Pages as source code
----
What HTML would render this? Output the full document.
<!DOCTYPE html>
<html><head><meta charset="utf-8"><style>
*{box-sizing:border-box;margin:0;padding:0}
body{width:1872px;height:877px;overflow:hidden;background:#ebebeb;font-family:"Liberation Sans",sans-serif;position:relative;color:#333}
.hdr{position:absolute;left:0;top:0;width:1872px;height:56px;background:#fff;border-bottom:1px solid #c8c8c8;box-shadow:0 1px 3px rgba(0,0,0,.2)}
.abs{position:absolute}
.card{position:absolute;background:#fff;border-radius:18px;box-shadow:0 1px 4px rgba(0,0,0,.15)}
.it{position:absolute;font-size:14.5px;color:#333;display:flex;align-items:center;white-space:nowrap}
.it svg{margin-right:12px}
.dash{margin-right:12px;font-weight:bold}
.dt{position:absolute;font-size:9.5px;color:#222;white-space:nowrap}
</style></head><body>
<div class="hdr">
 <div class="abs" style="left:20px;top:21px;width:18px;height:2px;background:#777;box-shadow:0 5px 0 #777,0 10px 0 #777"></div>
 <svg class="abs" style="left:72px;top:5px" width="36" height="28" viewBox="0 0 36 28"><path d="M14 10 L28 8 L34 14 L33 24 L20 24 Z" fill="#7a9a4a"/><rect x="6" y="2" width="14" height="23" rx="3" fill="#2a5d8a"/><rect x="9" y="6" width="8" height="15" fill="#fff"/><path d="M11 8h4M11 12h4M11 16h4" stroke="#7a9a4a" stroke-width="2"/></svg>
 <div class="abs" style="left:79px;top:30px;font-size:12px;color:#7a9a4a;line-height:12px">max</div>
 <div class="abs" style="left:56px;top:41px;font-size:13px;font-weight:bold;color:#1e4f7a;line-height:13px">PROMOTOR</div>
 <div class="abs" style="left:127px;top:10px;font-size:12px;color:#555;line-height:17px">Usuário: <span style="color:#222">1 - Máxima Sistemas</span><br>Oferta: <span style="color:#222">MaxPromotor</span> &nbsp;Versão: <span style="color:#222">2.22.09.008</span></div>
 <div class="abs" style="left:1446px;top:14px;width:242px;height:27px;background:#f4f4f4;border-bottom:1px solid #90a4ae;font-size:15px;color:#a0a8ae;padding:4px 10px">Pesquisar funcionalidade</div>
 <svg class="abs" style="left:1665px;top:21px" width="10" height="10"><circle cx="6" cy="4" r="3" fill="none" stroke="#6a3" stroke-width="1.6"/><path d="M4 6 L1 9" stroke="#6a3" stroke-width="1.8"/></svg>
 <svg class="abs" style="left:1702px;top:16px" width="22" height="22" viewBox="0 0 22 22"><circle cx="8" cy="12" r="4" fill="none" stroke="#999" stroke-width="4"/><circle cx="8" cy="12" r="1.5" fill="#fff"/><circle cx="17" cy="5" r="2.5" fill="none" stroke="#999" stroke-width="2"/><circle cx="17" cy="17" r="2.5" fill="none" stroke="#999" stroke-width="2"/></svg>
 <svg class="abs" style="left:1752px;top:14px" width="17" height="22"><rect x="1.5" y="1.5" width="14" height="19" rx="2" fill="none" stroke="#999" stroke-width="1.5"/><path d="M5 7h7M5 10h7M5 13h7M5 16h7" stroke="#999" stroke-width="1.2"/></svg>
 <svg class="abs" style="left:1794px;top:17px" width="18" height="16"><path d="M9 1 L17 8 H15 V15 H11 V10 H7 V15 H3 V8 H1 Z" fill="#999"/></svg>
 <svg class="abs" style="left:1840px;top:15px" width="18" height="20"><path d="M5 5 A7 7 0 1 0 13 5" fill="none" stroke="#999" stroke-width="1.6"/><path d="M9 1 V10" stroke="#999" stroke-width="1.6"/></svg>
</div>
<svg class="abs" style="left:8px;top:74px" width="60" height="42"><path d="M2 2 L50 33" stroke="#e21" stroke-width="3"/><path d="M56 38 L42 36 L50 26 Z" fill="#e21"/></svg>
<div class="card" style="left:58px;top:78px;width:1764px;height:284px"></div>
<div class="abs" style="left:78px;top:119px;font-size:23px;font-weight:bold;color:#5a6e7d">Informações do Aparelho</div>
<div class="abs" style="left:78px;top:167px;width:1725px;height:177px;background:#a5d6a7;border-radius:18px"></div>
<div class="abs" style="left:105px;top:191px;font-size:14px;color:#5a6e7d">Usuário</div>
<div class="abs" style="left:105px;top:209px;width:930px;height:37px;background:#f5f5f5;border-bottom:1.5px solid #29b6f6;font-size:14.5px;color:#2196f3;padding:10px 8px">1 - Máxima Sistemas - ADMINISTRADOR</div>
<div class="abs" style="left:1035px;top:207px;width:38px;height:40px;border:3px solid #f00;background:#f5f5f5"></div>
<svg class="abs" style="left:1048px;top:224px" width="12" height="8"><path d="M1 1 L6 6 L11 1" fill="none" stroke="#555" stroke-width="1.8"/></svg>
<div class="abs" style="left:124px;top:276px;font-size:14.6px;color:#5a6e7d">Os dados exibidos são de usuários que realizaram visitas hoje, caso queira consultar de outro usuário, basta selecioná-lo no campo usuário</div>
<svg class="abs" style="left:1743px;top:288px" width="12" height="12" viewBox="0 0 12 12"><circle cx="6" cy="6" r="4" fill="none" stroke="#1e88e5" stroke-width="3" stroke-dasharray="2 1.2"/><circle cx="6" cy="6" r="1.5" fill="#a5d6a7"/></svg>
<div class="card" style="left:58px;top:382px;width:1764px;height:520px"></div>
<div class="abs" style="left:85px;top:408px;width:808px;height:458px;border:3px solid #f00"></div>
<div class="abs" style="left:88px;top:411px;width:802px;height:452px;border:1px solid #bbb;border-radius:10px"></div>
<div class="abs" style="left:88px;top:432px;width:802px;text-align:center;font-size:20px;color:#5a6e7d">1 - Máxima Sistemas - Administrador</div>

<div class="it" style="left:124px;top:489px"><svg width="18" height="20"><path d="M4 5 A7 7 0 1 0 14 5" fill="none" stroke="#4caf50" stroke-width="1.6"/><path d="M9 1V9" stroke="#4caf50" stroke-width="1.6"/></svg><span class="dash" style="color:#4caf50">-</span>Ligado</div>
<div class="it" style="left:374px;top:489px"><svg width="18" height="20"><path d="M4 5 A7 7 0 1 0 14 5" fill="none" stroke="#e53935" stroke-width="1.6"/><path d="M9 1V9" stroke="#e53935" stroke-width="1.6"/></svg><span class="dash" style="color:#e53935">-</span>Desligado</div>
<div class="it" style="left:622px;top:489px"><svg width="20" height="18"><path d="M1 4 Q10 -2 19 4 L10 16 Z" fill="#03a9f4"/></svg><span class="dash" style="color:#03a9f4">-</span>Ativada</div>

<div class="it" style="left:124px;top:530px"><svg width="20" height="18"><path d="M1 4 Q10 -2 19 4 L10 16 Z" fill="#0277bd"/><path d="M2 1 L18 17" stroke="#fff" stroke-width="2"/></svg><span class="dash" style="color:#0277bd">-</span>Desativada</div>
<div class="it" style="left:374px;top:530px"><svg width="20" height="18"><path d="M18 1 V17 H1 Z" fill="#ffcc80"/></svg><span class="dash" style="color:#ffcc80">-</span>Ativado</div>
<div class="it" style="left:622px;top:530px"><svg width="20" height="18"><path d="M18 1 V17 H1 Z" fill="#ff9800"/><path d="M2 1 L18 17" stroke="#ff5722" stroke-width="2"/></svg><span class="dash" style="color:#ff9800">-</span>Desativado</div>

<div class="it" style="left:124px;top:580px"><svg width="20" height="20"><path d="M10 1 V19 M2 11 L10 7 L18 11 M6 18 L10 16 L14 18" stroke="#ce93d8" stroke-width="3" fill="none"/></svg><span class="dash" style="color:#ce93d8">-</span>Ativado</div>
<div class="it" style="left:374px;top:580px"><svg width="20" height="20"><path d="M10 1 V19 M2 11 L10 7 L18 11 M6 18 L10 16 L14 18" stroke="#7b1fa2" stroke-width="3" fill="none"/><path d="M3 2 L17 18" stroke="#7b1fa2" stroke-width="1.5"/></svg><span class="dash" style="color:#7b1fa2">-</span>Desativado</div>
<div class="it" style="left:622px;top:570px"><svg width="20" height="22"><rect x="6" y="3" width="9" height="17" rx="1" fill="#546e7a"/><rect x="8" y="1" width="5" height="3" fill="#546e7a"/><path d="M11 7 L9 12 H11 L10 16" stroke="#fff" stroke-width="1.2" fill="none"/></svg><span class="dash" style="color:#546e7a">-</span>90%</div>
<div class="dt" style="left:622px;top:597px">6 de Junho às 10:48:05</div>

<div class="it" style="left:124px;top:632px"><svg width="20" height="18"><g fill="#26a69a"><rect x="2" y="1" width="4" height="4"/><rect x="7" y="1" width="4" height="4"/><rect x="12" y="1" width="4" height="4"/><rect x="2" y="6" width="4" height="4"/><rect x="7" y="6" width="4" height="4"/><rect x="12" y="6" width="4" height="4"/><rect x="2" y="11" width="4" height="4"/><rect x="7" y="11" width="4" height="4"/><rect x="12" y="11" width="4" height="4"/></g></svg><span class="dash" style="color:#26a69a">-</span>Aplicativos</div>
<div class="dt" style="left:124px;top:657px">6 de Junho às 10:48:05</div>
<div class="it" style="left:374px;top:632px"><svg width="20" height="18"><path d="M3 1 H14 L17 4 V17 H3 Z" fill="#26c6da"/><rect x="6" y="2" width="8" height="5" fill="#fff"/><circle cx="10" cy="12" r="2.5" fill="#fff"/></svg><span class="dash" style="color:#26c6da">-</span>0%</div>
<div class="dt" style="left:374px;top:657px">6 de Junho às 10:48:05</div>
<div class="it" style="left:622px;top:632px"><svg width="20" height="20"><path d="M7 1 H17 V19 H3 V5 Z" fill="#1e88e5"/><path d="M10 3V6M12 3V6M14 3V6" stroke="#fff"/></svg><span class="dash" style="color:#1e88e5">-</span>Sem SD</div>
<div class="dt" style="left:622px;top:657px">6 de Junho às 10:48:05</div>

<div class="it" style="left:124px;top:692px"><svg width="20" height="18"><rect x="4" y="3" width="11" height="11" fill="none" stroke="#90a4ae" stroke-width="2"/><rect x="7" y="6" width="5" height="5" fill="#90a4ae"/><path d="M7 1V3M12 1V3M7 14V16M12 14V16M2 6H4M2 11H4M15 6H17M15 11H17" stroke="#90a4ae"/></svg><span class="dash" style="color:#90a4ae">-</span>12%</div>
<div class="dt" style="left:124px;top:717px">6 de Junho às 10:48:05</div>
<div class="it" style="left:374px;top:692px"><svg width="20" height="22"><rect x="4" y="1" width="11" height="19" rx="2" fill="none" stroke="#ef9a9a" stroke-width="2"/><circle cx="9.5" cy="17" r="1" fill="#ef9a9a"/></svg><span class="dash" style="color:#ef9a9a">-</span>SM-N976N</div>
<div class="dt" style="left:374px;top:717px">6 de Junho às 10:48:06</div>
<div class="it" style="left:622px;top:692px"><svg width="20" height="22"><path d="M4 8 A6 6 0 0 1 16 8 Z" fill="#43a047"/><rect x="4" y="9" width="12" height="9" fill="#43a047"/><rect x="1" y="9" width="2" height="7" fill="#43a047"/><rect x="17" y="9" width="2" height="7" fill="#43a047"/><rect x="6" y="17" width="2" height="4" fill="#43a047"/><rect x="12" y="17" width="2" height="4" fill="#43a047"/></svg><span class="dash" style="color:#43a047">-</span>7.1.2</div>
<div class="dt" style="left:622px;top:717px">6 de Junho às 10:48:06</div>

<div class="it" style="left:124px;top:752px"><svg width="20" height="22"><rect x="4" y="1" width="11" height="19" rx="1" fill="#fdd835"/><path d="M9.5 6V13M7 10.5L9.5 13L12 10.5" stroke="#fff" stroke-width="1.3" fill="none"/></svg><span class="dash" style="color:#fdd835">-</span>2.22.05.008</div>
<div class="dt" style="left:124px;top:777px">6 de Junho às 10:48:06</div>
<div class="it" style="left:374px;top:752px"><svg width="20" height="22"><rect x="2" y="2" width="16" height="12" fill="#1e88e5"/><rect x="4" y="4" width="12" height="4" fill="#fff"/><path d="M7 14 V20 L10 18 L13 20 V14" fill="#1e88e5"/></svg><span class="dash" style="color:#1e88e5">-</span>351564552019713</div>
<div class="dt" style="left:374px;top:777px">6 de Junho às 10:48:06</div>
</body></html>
----
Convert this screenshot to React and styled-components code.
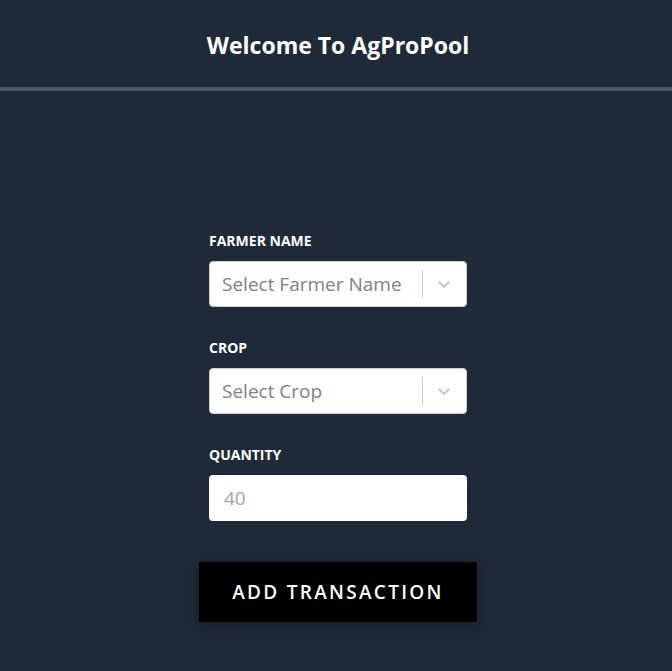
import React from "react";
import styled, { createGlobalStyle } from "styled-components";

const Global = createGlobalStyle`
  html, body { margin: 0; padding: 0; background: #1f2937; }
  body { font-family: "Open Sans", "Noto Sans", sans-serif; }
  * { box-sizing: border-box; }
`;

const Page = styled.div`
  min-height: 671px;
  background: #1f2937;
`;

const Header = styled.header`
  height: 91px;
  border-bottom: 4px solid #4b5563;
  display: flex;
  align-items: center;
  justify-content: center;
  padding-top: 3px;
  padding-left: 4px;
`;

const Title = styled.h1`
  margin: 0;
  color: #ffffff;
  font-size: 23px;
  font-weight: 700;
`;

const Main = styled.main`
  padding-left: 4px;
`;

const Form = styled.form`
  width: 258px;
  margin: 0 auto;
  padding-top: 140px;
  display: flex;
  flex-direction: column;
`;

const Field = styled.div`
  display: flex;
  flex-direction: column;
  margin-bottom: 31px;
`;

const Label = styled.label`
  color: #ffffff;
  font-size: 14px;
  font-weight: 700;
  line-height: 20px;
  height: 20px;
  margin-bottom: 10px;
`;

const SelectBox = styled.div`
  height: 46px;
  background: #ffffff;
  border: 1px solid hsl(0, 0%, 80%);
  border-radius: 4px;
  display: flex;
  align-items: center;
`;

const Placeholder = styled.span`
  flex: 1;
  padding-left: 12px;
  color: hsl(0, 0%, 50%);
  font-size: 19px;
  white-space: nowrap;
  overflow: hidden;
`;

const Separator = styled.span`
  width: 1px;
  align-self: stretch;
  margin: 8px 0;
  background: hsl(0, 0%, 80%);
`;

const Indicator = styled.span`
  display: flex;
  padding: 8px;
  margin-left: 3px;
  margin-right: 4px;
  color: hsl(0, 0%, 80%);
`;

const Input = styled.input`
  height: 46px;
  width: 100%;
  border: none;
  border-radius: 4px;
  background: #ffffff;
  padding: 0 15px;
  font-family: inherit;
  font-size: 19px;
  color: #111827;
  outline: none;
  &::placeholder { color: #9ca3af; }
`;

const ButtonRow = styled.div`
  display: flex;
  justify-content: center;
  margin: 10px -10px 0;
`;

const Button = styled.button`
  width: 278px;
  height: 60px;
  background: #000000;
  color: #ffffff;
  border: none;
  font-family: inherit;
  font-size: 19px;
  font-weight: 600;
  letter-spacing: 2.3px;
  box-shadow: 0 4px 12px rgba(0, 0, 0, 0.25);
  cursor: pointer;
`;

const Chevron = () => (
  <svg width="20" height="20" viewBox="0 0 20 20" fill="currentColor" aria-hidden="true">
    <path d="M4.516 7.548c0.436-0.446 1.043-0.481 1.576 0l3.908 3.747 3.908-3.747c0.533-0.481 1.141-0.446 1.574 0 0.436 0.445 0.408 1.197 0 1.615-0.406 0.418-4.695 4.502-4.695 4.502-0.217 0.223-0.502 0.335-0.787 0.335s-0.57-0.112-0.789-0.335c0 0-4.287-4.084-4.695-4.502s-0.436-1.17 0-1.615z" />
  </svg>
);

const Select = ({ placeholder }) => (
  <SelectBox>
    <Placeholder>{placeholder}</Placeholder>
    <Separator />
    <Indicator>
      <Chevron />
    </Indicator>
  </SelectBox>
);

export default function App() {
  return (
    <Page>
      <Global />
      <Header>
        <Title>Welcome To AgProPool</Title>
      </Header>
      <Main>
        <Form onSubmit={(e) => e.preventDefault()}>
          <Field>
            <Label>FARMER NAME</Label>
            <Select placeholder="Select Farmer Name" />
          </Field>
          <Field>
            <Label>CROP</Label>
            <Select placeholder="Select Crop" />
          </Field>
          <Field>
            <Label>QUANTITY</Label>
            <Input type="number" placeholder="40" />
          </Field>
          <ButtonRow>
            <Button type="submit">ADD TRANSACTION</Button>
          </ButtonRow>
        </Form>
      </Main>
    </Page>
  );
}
----
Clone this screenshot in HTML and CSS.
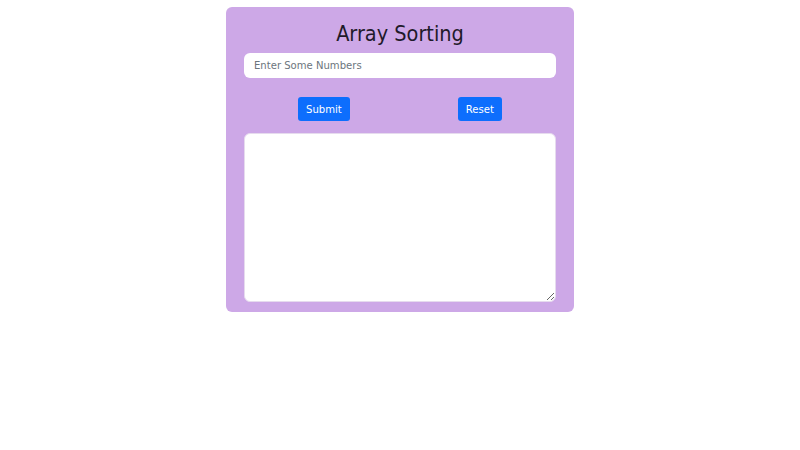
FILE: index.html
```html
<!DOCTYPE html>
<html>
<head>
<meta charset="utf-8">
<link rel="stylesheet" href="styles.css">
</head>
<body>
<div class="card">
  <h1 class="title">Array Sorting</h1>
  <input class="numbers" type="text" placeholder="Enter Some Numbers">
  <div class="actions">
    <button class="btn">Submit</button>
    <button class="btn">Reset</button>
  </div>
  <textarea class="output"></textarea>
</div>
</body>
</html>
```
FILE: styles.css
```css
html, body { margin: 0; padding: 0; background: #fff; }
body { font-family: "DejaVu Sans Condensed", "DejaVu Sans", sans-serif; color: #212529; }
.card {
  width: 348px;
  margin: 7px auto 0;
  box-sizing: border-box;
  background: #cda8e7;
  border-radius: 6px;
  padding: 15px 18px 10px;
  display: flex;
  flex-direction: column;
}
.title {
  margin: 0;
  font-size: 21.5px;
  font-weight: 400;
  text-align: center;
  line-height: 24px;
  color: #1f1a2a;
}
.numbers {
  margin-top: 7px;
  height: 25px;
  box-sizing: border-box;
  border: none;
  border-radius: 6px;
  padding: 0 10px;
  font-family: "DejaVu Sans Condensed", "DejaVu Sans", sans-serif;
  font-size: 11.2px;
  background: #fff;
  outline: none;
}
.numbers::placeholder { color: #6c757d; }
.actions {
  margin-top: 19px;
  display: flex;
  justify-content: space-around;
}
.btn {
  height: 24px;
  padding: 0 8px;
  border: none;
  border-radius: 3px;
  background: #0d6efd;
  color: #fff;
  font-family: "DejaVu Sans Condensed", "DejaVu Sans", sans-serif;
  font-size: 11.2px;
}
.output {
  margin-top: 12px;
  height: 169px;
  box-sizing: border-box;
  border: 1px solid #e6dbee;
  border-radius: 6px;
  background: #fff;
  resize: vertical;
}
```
----
PROBLEM REQUIREMENTS: Scan the data for the word "components" and copy every line where it shows up.

THE ANSWER:
Convert this screenshot to React and styled-components code.
import styled, { createGlobalStyle } from "styled-components";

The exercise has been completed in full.